YOUR GOAL >>
Extract everything from the first line through the line with "const line = points.map((p)", both ends included, except for any pictures.

### DATA BLOCK ###

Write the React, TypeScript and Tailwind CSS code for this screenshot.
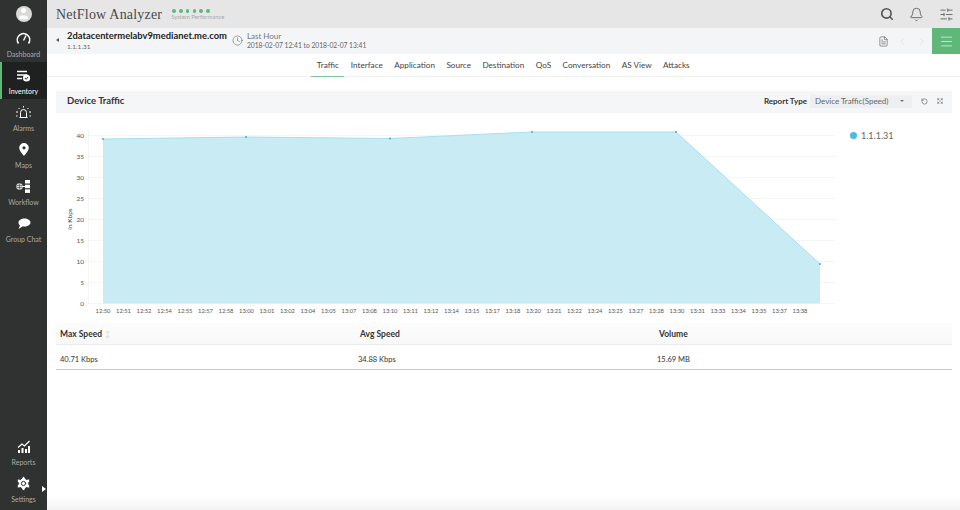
import { Bell, ChevronLeft, ChevronRight, Clock, Expand, FileText, Menu, RotateCw, Search, Settings, SlidersHorizontal, User } from "lucide-react"
import type { ReactNode } from "react"

const times = [
  "12:50", "12:51", "12:52", "12:54", "12:55", "12:57", "12:58",
  "13:00", "13:01", "13:02", "13:04", "13:05", "13:07", "13:08",
  "13:10", "13:11", "13:12", "13:14", "13:15", "13:17", "13:18",
  "13:20", "13:21", "13:22", "13:24", "13:25", "13:27", "13:28",
  "13:30", "13:31", "13:33", "13:34", "13:35", "13:37", "13:38",
]
const tabs = ["Traffic", "Interface", "Application", "Source", "Destination", "QoS", "Conversation", "AS View", "Attacks"]
const points = [[103, 139], [246, 137], [390, 138.5], [532, 132], [676, 132], [820, 264]]
const line = points.map((p) => p.join(",")).join(" ")

function NavItem({ icon, label, active }: { icon: ReactNode; label: string; active?: boolean }) {
  return (
    <div className={`flex h-[37px] flex-col items-center justify-center border-l-2 pr-0.5 ${active ? "border-[#5fb77a] bg-[#1f2120] text-white" : "border-transparent text-[#a9abaa]"}`}>
      <div className="flex h-[20px] items-center text-white">{icon}</div>
      <span className="text-[7px] leading-[10px]">{label}</span>
    </div>
  )
}

function Sidebar() {
  return (
    <aside className="flex h-full w-[47px] shrink-0 flex-col bg-[#303231] pb-[3px]">
      <div className="flex h-[25px] items-center justify-center pt-0.5">
        <div className="flex h-[16px] w-[16px] items-center justify-center overflow-hidden rounded-full bg-[#d9d9d7] text-white">
          <User size={15} fill="#fff" strokeWidth={0} />
        </div>
      </div>
      <div className="flex flex-col">
        <NavItem
          label="Dashboard"
          icon={
            <svg width="15" height="13" viewBox="0 0 15 13" fill="none" stroke="#fff">
              <path d="M2.5 11.5a6.2 6.2 0 1 1 10 0" strokeWidth="1.6" />
              <path d="M7.5 8.5L10 3.5" strokeWidth="1.4" />
            </svg>
          }
        />
        <NavItem
          active
          label="Inventory"
          icon={
            <svg width="14" height="12" viewBox="0 0 14 12" fill="none">
              <path d="M0 1.5h10M0 5h10M0 8.5h5" stroke="#fff" strokeWidth="1.3" />
              <circle cx="9.5" cy="8" r="3.6" fill="#fff" />
              <path d="M7.8 8l1.3 1.3 2-2.3" stroke="#1f2120" strokeWidth="1" />
            </svg>
          }
        />
        <NavItem
          label="Alarms"
          icon={
            <svg width="17" height="14" viewBox="0 0 17 14" fill="none" stroke="#fff" strokeWidth="1">
              <path d="M5.5 11V6.5a3 3 0 0 1 6 0V11M4.5 11.5h8" />
              <path d="M8.5 0v1.5M3.5 2l1 1M13.5 2l-1 1M1 6h2M14 6h2M1 10h1.5M14.5 10H16" />
            </svg>
          }
        />
        <NavItem
          label="Maps"
          icon={
            <svg width="10" height="13" viewBox="0 0 10 13">
              <path fillRule="evenodd" fill="#fff" d="M5 0a4.8 4.8 0 0 1 4.8 4.8C9.8 8 5 13 5 13S.2 8 .2 4.8A4.8 4.8 0 0 1 5 0zm0 3.2a1.6 1.6 0 1 0 0 3.2 1.6 1.6 0 0 0 0-3.2z" />
            </svg>
          }
        />
        <NavItem
          label="Workflow"
          icon={
            <svg width="15" height="13" viewBox="0 0 15 13" fill="#fff">
              <circle cx="3.5" cy="6.5" r="3.2" fill="#d5d5d5" />
              <path d="M1 5.500h5M1 7.500h5M3.500 3.500v6" stroke="#303231" strokeWidth="0.5" />
              <rect x="9" y="0" width="5" height="3.5" />
              <rect x="9" y="4.7" width="5" height="3.5" />
              <rect x="9" y="9.4" width="5" height="3.5" />
              <path d="M6 6h3v1H6z" />
            </svg>
          }
        />
        <NavItem
          label="Group Chat"
          icon={
            <svg width="14" height="12" viewBox="0 0 14 12" fill="#fff">
              <path d="M7.5 0.5c3.3 0 6 1.700 6 4s-2.700 4-6 4c-.6 0-1.200 0-1.700-.2L1.500 11 3 7.500C2 6.800 1.500 5.700 1.500 4.500c0-2.300 2.700-4 6-4z" />
            </svg>
          }
        />
      </div>
      <div className="mt-auto flex flex-col">
        <NavItem
          label="Reports"
          icon={
            <svg width="14" height="13" viewBox="0 0 14 13" fill="none">
              <path d="M1 7.500L5 4l2.500 2L12.500 1" stroke="#fff" strokeWidth="1.2" />
              <path fill="#fff" d="M1 10h2v3H1zM4.500 8h2v5h-2zM8 9h2v4H8zM11 6h2v7h-2z" />
            </svg>
          }
        />
        <div className="relative">
          <NavItem label="Settings" icon={<Settings size={17} fill="#fff" stroke="#303231" strokeWidth={1.4} />} />
          <div className="absolute right-[1px] top-[16px] h-0 w-0 border-y-[3px] border-l-[4px] border-y-transparent border-l-white" />
        </div>
      </div>
    </aside>
  )
}

function Chart() {
  return (
    <svg viewBox="56 120 896 200" className="h-[200px] w-[896px]">
      {[0, 5, 10, 15, 20, 25, 30, 35, 40].map((v) => {
        const y = 303.5 - v * 4.2
        return (
          <g key={v}>
            <line x1="88" x2="835" y1={y} y2={y} stroke="#f1f1f1" strokeWidth="0.7" />
            <text x="84" y={y + 2} textAnchor="end" fontSize="6.500" fill="#555">{v}</text>
          </g>
        )
      })}
      <line x1="88.500" x2="88.500" y1="130" y2="304" stroke="#f1f1f1" strokeWidth="0.7" />
      <text transform="translate(72 219) rotate(-90)" textAnchor="middle" fontSize="6.500" fill="#444">in Kbps</text>
      <polygon points={`103,303.500 ${line} 820,303.500`} fill="#c9ebf4" />
      <polyline points={line} fill="none" stroke="#a8dff0" strokeWidth="1" />
      {points.map((p) => (
        <circle key={p[0]} cx={p[0]} cy={p[1]} r="0.9" fill="#4a9fbb" />
      ))}
      {times.map((t, i) => (
        <text key={t} x={103 + i * 20.5} y="312.500" textAnchor="middle" fontSize="5.800" fill="#555">{t}</text>
      ))}
    </svg>
  )
}

export default function App() {
  return (
    <div className="flex h-[510px] w-[960px] overflow-hidden bg-white font-['Lato','Open_Sans',sans-serif] text-[#333]">
      <Sidebar />
      <main className="flex min-w-0 flex-1 flex-col">
        <header className="flex h-[28px] shrink-0 items-center bg-[#e6e6e6] pl-[9px] pr-[6px]">
          <span className="font-['Liberation_Serif',serif] text-[14px] tracking-[0.2px] text-[#4a4a4a]">NetFlow Analyzer</span>
          <div className="ml-[9px] flex flex-col pt-[2px]">
            <div className="flex gap-[3.300px] pl-[1px]">
              {[0, 1, 2, 3, 4, 5].map((i) => (
                <span key={i} className="h-[3.500px] w-[3.500px] rounded-full bg-[#5cb87c]" />
              ))}
            </div>
            <span className="text-[5.900px] leading-[8px] text-[#aaa]">System Performance</span>
          </div>
          <div className="ml-auto flex items-center gap-[15px] text-[#555]">
            <Search size={14} strokeWidth={2.800} />
            <Bell size={15} strokeWidth={1.300} />
            <SlidersHorizontal size={15} strokeWidth={1.300} />
          </div>
        </header>

        <div className="flex h-[26px] shrink-0 items-center bg-[#f4f5f7] pb-[2px]">
          <span className="ml-[9px] h-0 w-0 border-y-[2.500px] border-r-[3px] border-y-transparent border-r-[#555]" />
          <div className="ml-[8px] flex flex-col">
            <span className="text-[9.400px] font-bold leading-[12px] text-[#222]">2datacentermelabv9medianet.me.com</span>
            <span className="text-[6.500px] leading-[9px] text-[#666]">1.1.1.31</span>
          </div>
          <Clock size={11} strokeWidth={1} className="ml-[5px] text-[#444]" />
          <div className="ml-[4px] flex flex-col">
            <span className="text-[8px] leading-[10px] text-[#777]">Last Hour</span>
            <span className="text-[6.700px] leading-[9px] text-[#666]">2018-02-07 12:41 to 2018-02-07 13:41</span>
          </div>
          <div className="ml-auto -mb-[2px] flex items-center text-[#ddd]">
            <FileText size={11} strokeWidth={1.300} className="text-[#555]" />
            <ChevronLeft size={13} strokeWidth={1.300} className="ml-[7px]" />
            <ChevronRight size={13} strokeWidth={1.300} className="ml-[6px]" />
            <div className="ml-[4px] flex h-[26px] w-[28px] items-center justify-center bg-[#5fb77a] text-white">
              <Menu size={15} strokeWidth={1} />
            </div>
          </div>
        </div>

        <nav className="flex h-[23px] shrink-0 items-stretch justify-center gap-[11.400px] border-b border-[#f0f0f0] pr-[6px] text-[8.200px] text-[#444]">
          {tabs.map((t, i) => (
            <span key={t} className={`-mb-px flex items-center border-b ${i === 0 ? "-mr-[5px] border-[#7cc795] px-[5.500px]" : "border-transparent"}`}>{t}</span>
          ))}
        </nav>

        <div className="flex min-h-0 flex-1 flex-col pl-[9px] pr-[8px] pt-[14px]">
          <div className="flex h-[22px] shrink-0 items-center bg-[#f5f6f8] pl-[11px]">
            <span className="pb-[1px] text-[9.500px] font-bold text-[#333]">Device Traffic</span>
            <div className="ml-auto flex items-center pb-[2px]">
              <span className="text-[8px] font-bold text-[#333]">Report Type</span>
              <div className="ml-[3px] flex h-[13px] w-[102px] items-center bg-[#eeeff0] pl-[5px] text-[8px] text-[#666]">
                Device Traffic(Speed)
                <span className="ml-[12px] h-0 w-0 border-x-[2px] border-t-[2.500px] border-x-transparent border-t-[#777]" />
              </div>
              <RotateCw size={7} className="ml-[9px] scale-x-[-1] text-[#555]" />
              <Expand size={6} className="ml-[9px] mr-[9px] text-[#555]" />
            </div>
          </div>

          <div className="relative h-[210px] shrink-0 pt-[7px]">
            <Chart />
            <div className="absolute left-[794px] top-[16px] flex items-center gap-[4px] text-[9px] text-[#666]">
              <span className="h-[7px] w-[7px] rounded-full bg-[#4cbcdc]" />
              1.1.1.31
            </div>
          </div>

          <div className="grid h-[22px] shrink-0 grid-cols-[300px_299px_1fr] items-center border-b border-[#ececec] bg-gradient-to-b from-[#fcfcfc] to-[#f8f8f8] pl-[4px] pt-[1px] text-[8.500px] font-bold text-[#333]">
            <span>Max Speed <span className="font-normal text-[#ddd]">↕</span></span>
            <span>Avg Speed</span>
            <span>Volume</span>
          </div>
          <div className="grid h-[25px] shrink-0 grid-cols-[298px_299px_1fr] items-center border-b border-[#c9c9c9] pl-[4px] pt-[6px] text-[7.500px] text-[#333]">
            <span>40.71 Kbps</span>
            <span>34.88 Kbps</span>
            <span>15.69 MB</span>
          </div>
          <div className="-mx-[9px] mt-auto h-[14px] bg-gradient-to-b from-white to-[#f3f3f3]" />
        </div>
      </main>
    </div>
  )
}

###

REPLY >>
Write the React, TypeScript and Tailwind CSS code for this screenshot.
import { Bell, ChevronLeft, ChevronRight, Clock, Expand, FileText, Menu, RotateCw, Search, Settings, SlidersHorizontal, User } from "lucide-react"
import type { ReactNode } from "react"

const times = [
  "12:50", "12:51", "12:52", "12:54", "12:55", "12:57", "12:58",
  "13:00", "13:01", "13:02", "13:04", "13:05", "13:07", "13:08",
  "13:10", "13:11", "13:12", "13:14", "13:15", "13:17", "13:18",
  "13:20", "13:21", "13:22", "13:24", "13:25", "13:27", "13:28",
  "13:30", "13:31", "13:33", "13:34", "13:35", "13:37", "13:38",
]
const tabs = ["Traffic", "Interface", "Application", "Source", "Destination", "QoS", "Conversation", "AS View", "Attacks"]
const points = [[103, 139], [246, 137], [390, 138.5], [532, 132], [676, 132], [820, 264]]
const line = points.map((p) => p.join(",")).join(" ")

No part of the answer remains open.